TASK DIRECTIONS: Set out every line bearing the string "screenshot".

Entries with page source code
-----
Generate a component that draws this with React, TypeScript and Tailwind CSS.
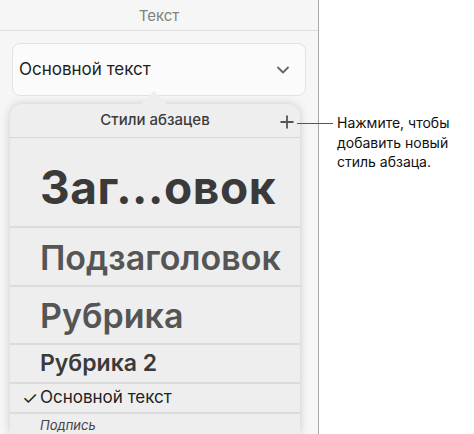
import { ChevronDown, Plus } from "lucide-react";

const font = { fontFamily: "Inter, 'Noto Sans', sans-serif" };

function StyleRow({ h, children }: { h: string; children: React.ReactNode }) {
  return (
    <div className={`${h} flex shrink-0 items-center border-b-2 border-[#dcdcdc] pl-[30px]`}>
      {children}
    </div>
  );
}

export default function App() {
  return (
    <div className="relative flex h-[434px] w-[474px] overflow-hidden bg-white" style={font}>
      <div className="flex h-full w-[319px] shrink-0 flex-col border-r border-[#a9a9a9] bg-[#f6f6f6]">
        <div className="flex h-[31px] shrink-0 items-center justify-center border-b border-[#dedede] pt-[2px] text-[15px] text-[#808080]">
          Текст
        </div>
        <div className="shrink-0 px-[12px] pt-[12px]">
          <div className="flex h-[53px] w-[294px] items-center justify-between rounded-[8px] border border-[#e2e2e2] bg-[#fbfbfb] pl-[6px] pr-[12px]">
            <span className="text-[17px] text-[#1e1e1e]">Основной текст</span>
            <ChevronDown size={20} strokeWidth={2.2} className="text-[#666]" />
          </div>
        </div>
        <div className="relative ml-[10px] mt-[8px] flex min-h-0 w-[290px] flex-1 flex-col rounded-t-[12px] bg-[#eeeeee] shadow-[0_0_10px_rgba(0,0,0,0.18)]">
          <div className="absolute -top-[13px] left-[131px] h-0 w-0 border-x-[13px] border-b-[13px] border-x-transparent border-b-[#eeeeee]" />
          <div className="relative flex h-[34px] shrink-0 items-center justify-center border-b border-[#d8d8d8]">
            <span className="text-[15px] font-medium text-[#3c3c3c]">Стили абзацев</span>
            <Plus size={20} strokeWidth={2.2} className="absolute right-[3px] top-[8px] text-[#555]" />
          </div>
          <StyleRow h="h-[90px] pt-[10px]">
            <span className="text-[46px] font-bold tracking-[0.6px] text-[#3a3a3a]">Заг...овок</span>
          </StyleRow>
          <StyleRow h="h-[59px] pt-[2px]">
            <span className="text-[34px] font-semibold text-[#555]">Подзаголовок</span>
          </StyleRow>
          <StyleRow h="h-[58px]">
            <span className="text-[34px] font-semibold text-[#555]">Рубрика</span>
          </StyleRow>
          <StyleRow h="h-[39px]">
            <span className="text-[23px] font-semibold text-[#3a3a3a]">Рубрика 2</span>
          </StyleRow>
          <div className="relative flex h-[30px] shrink-0 items-center border-b-2 border-[#dcdcdc] pl-[30px]">
            <span className="absolute left-[12px] text-[18px] text-[#222]">✓</span>
            <span className="text-[17px] text-[#222]">Основной текст</span>
          </div>
          <div className="flex h-[24px] shrink-0 items-center pl-[30px]">
            <span className="text-[13px] italic text-[#444]">Подпись</span>
          </div>
        </div>
      </div>
      <div className="absolute left-[297px] top-[123px] h-px w-[36px] bg-[#555]" />
      <div className="pl-[18px] pt-[113px] text-[14px] leading-[19.5px] text-[#111]">
        Нажмите, чтобы
        <br />
        добавить новый
        <br />
        стиль абзаца.
      </div>
    </div>
  );
}
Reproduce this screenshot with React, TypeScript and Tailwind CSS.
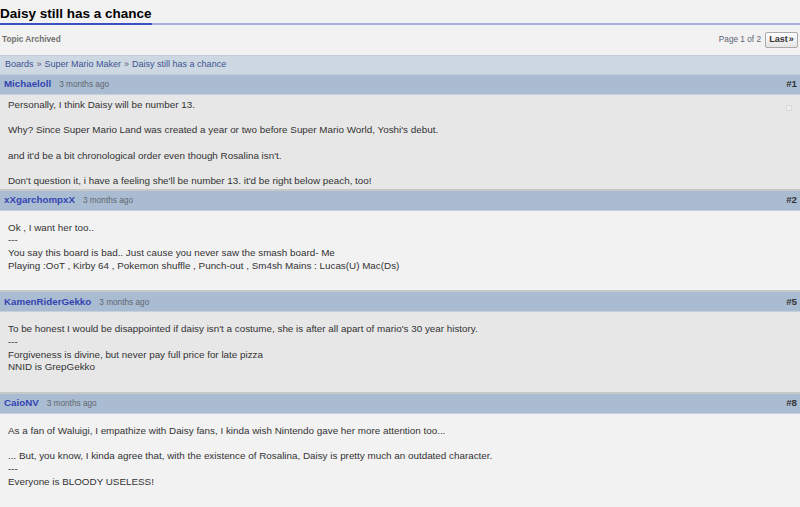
import React from 'react';

type Post = {
  id: number;
  author: string;
  age: string;
  lines: string[];
  compact?: boolean;
};

const posts: Post[] = [
  {
    id: 1,
    author: 'Michaeloll',
    age: '3 months ago',
    compact: true,
    lines: [
      'Personally, I think Daisy will be number 13.',
      '',
      "Why? Since Super Mario Land was created a year or two before Super Mario World, Yoshi's debut.",
      '',
      "and it'd be a bit chronological order even though Rosalina isn't.",
      '',
      "Don't question it, i have a feeling she'll be number 13. it'd be right below peach, too!",
    ],
  },
  {
    id: 2,
    author: 'xXgarchompxX',
    age: '3 months ago',
    lines: [
      'Ok , I want her too..',
      '---',
      'You say this board is bad.. Just cause you never saw the smash board- Me',
      'Playing :OoT , Kirby 64 , Pokemon shuffle , Punch-out , Sm4sh Mains : Lucas(U) Mac(Ds)',
    ],
  },
  {
    id: 5,
    author: 'KamenRiderGekko',
    age: '3 months ago',
    lines: [
      "To be honest I would be disappointed if daisy isn't a costume, she is after all apart of mario's 30 year history.",
      '---',
      'Forgiveness is divine, but never pay full price for late pizza',
      'NNID is GrepGekko',
    ],
  },
  {
    id: 8,
    author: 'CaioNV',
    age: '3 months ago',
    lines: [
      'As a fan of Waluigi, I empathize with Daisy fans, I kinda wish Nintendo gave her more attention too...',
      '',
      '... But, you know, I kinda agree that, with the existence of Rosalina, Daisy is pretty much an outdated character.',
      '---',
      'Everyone is BLOODY USELESS!',
    ],
  },
];

export default function App() {
  return (
    <div className="min-h-[507px] w-full overflow-hidden bg-[#f2f2f2] font-['Liberation_Sans',Arial,sans-serif] text-[#333]">
      <div className="flex items-end">
        <h1 className="border-b-2 border-[#3c4fc4] pt-[4px] text-[13.5px] font-bold leading-[19px] text-black">
          Daisy still has a chance
        </h1>
        <div className="flex-1 border-b-2 border-[#a9addf]" />
      </div>

      <div className="flex h-[30px] items-center justify-between pl-[2px] pr-[2px]">
        <span className="text-[8.25px] font-bold text-[#707070]">Topic Archived</span>
        <div className="flex items-center gap-[4px]">
          <span className="text-[8.25px] text-[#5d6275]">Page 1 of 2</span>
          <button
            type="button"
            className="flex h-[16px] w-[33px] items-center justify-center rounded-[2px] border border-[#a9a9a9] bg-gradient-to-b from-white to-[#e4e4e4] text-[9px] font-bold text-[#333]"
          >
            Last<span className="ml-[1px]">»</span>
          </button>
        </div>
      </div>

      <div className="flex h-[19px] items-center border-t border-[#c3ccd6] bg-[#cdd8e3] pl-[5px] text-[9px] text-[#3f5290]">
        <span>Boards</span>
        <span className="mx-[3px] text-[#5a5a7a]">»</span>
        <span>Super Mario Maker</span>
        <span className="mx-[3px] text-[#5a5a7a]">»</span>
        <span>Daisy still has a chance</span>
      </div>

      {posts.map((post, index) => (
        <div
          key={post.id}
          className={index === 0 ? 'border-t border-[#c2ccd6]' : 'border-t-2 border-[#c8c8c8]'}
        >
          <div className="flex h-[20px] items-center justify-between border-b border-[#c5d0dc] bg-[#aabcd1] pl-[4px] pr-[3px]">
            <div className="flex items-baseline gap-[8px]">
              <span className="text-[9.75px] font-bold text-[#3444b2]">{post.author}</span>
              <span className="text-[8.25px] text-[#5f6670]">{post.age}</span>
            </div>
            <span className="text-[9.75px] font-bold text-[#333]">#{post.id}</span>
          </div>
          <div
            className={
              index % 2 === 0
                ? 'relative bg-[#e7e7e7] pl-[8px] pr-[8px]'
                : 'relative bg-[#f2f2f2] pl-[8px] pr-[8px]'
            }
          >
            <div
              className={
                post.compact
                  ? 'pt-[4px] pb-[1px] text-[9.85px] leading-[12.67px]'
                  : 'pt-[11px] pb-[18px] text-[9.85px] leading-[12.67px]'
              }
            >
              {post.lines.map((line, i) => (
                <div key={i} className="whitespace-pre">
                  {line === '' ? '\u00a0' : line}
                </div>
              ))}
            </div>
            {post.compact ? (
              <div className="absolute right-[8px] top-[10px] h-[6px] w-[6px] border border-[#d9d9d9] bg-[#eeeeee]" />
            ) : null}
          </div>
        </div>
      ))}
    </div>
  );
}
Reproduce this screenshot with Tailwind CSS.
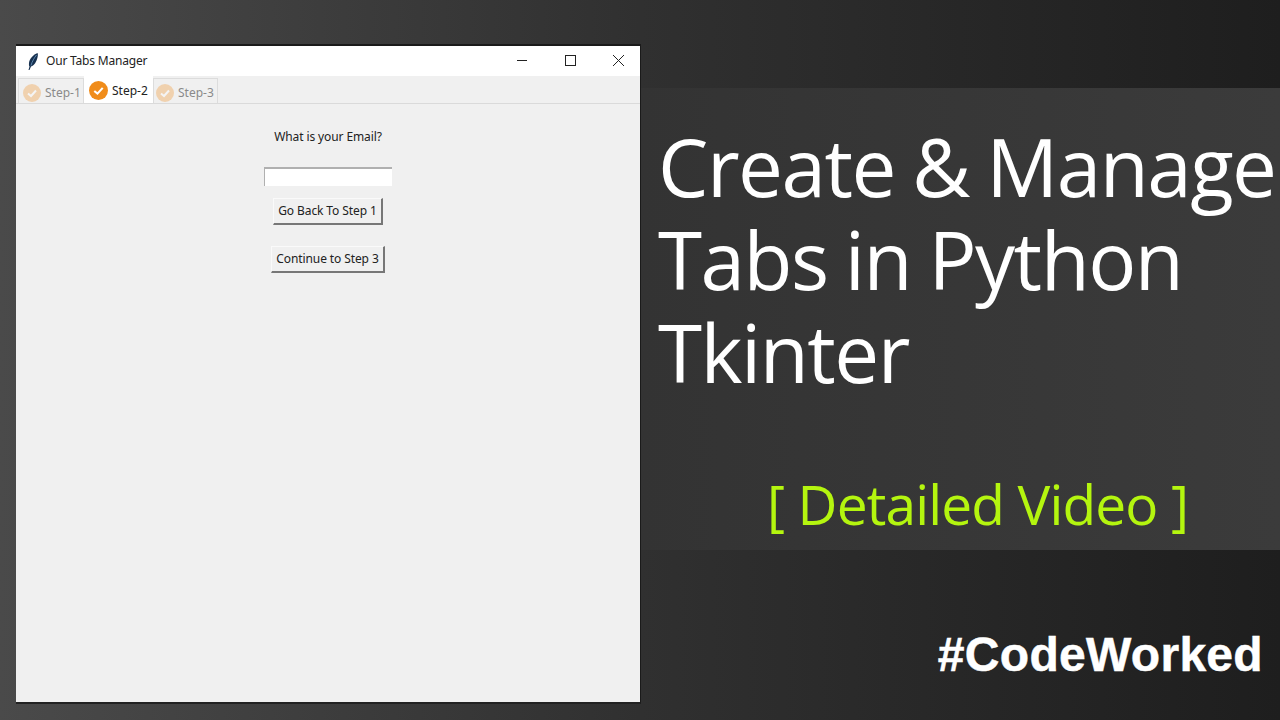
<!DOCTYPE html>
<html lang="en">
  <head>
    <meta charset="UTF-8" />
    <title>Create & Manage Tabs in Python Tkinter</title>
    <script src="https://cdn.jsdelivr.net/npm/@tailwindcss/browser@4"></script>
  </head>
  <body class="w-[1280px] h-[720px] overflow-hidden flex bg-[linear-gradient(90deg,#4a4a4a_0%,#303030_50%,#1e1e1e_100%)] font-['Open_Sans',sans-serif]">
    <!-- tkinter window -->
    <div class="w-[641px] shrink-0 pl-4 pt-[44px]">
      <div class="w-[625px] h-[660px] flex flex-col bg-[#f0f0f0] border-t-2 border-r border-b-2 border-t-[#1a1a1a] border-r-[#1a1a1a] border-b-[#222222]">
        <div class="h-[30px] shrink-0 flex items-center bg-white text-[12px] tracking-[-0.2px] text-[#222222] font-['Noto_Sans',sans-serif]">
          <svg class="ml-[10px] w-[14px] h-[19px]" viewBox="0 0 14 18">
            <path d="M11.500 0.500C7.500 2 3.500 6 3 10.500C2.800 12.500 3 13.500 3.500 14L2.500 17.500L3.500 17.500L5 14C8.500 13 10.500 9 11.500 5C12 3 12 1.500 11.500 0.500Z" fill="#16304f" />
            <path d="M10.500 2.500C8.500 5 6 9 5 13" stroke="#6f9cc7" stroke-width="0.800" fill="none" />
          </svg>
          <span class="ml-[6px]">Our Tabs Manager</span>
          <div class="ml-auto flex items-center">
            <svg class="w-[48px] h-[30px]" viewBox="0 0 48 30"><path d="M19 14.500H29" stroke="#222222" stroke-width="1" /></svg>
            <svg class="w-[48px] h-[30px]" viewBox="0 0 48 30"><rect x="19.500" y="9.500" width="10" height="10" fill="none" stroke="#222222" stroke-width="1" /></svg>
            <svg class="w-[46px] h-[30px]" viewBox="0 0 46 30"><path d="M19 9L30 20M30 9L19 20" stroke="#222222" stroke-width="1" /></svg>
          </div>
        </div>
        <div class="h-[28px] shrink-0 flex items-end pl-[2px] border-b border-[#dadada] text-[12px] font-['Noto_Sans',sans-serif]">
          <div class="h-[25px] w-[66px] flex items-center gap-[4px] pl-[4px] pt-[3px] bg-[#f0f0f0] border border-b-0 border-[#dcdcdc] text-[#8a8a8a]">
            <svg class="w-[18px] h-[18px] opacity-30" viewBox="0 0 18 18"><circle cx="9" cy="9" r="9" fill="#f08c1a" /><path d="M5 9.500L8 12L13 6.500" stroke="#ffffff" stroke-width="2" fill="none" /></svg>
            <span>Step-1</span>
          </div>
          <div class="h-[28px] w-[69px] flex items-center gap-[4px] pl-[5px] pt-[3px] bg-white text-[#222222]">
            <svg class="w-[19px] h-[19px]" viewBox="0 0 18 18"><circle cx="9" cy="9" r="9" fill="#f08c1a" /><path d="M5 9.500L8 12L13 6.500" stroke="#ffffff" stroke-width="2" fill="none" /></svg>
            <span>Step-2</span>
          </div>
          <div class="h-[25px] w-[65px] flex items-center gap-[4px] pl-[2px] pt-[3px] bg-[#f0f0f0] border border-b-0 border-[#dcdcdc] text-[#8a8a8a]">
            <svg class="w-[18px] h-[18px] opacity-30" viewBox="0 0 18 18"><circle cx="9" cy="9" r="9" fill="#f08c1a" /><path d="M5 9.500L8 12L13 6.500" stroke="#ffffff" stroke-width="2" fill="none" /></svg>
            <span>Step-3</span>
          </div>
        </div>
        <div class="flex-1 flex flex-col items-center text-[12px] tracking-[-0.1px] text-[#222222] font-['Noto_Sans',sans-serif]">
          <p class="mt-[24px] leading-[18px]">What is your Email?</p>
          <div class="mt-[21px] w-[128px] h-[19px] bg-white border-t-2 border-l border-[#b0b0b0]"></div>
          <button class="mt-[12px] w-[110px] h-[27px] bg-[#f0f0f0] border border-[#fafafa] border-r-2 border-b-2 border-r-[#777777] border-b-[#777777]">Go Back To Step 1</button>
          <button class="mt-[21px] w-[114px] h-[27px] bg-[#f0f0f0] border border-[#fafafa] border-r-2 border-b-2 border-r-[#777777] border-b-[#777777]">Continue to Step 3</button>
        </div>
      </div>
    </div>
    <!-- right side title -->
    <div class="w-[639px] shrink-0 flex flex-col">
      <div class="h-[88px] shrink-0"></div>
      <div class="h-[462px] shrink-0 bg-[linear-gradient(90deg,#333333,#3b3b3b)] pl-[17px] pt-[31px] text-white">
        <h1 class="text-[80px] leading-[93px] tracking-[-1.5px] [word-spacing:-2px] whitespace-nowrap">Create &amp; Manage<br />Tabs in Python<br />Tkinter</h1>
        <p class="mt-[71px] ml-[109px] text-[55px] leading-[70px] tracking-[-0.85px] text-[#b4f50f] whitespace-nowrap">[ Detailed Video ]</p>
      </div>
      <div class="flex-1 flex items-start justify-end pr-[17px] pt-[75px]">
        <p class="text-[48px] leading-[60px] font-bold tracking-[0.3px] text-white [-webkit-text-stroke:0.5px_white] font-['Liberation_Sans',sans-serif]">#CodeWorked</p>
      </div>
    </div>
  </body>
</html>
-----
COMPLETED TASK:
Reproduce this screenshot with React, TypeScript and Tailwind CSS.
Reproduce this screenshot with Tailwind CSS.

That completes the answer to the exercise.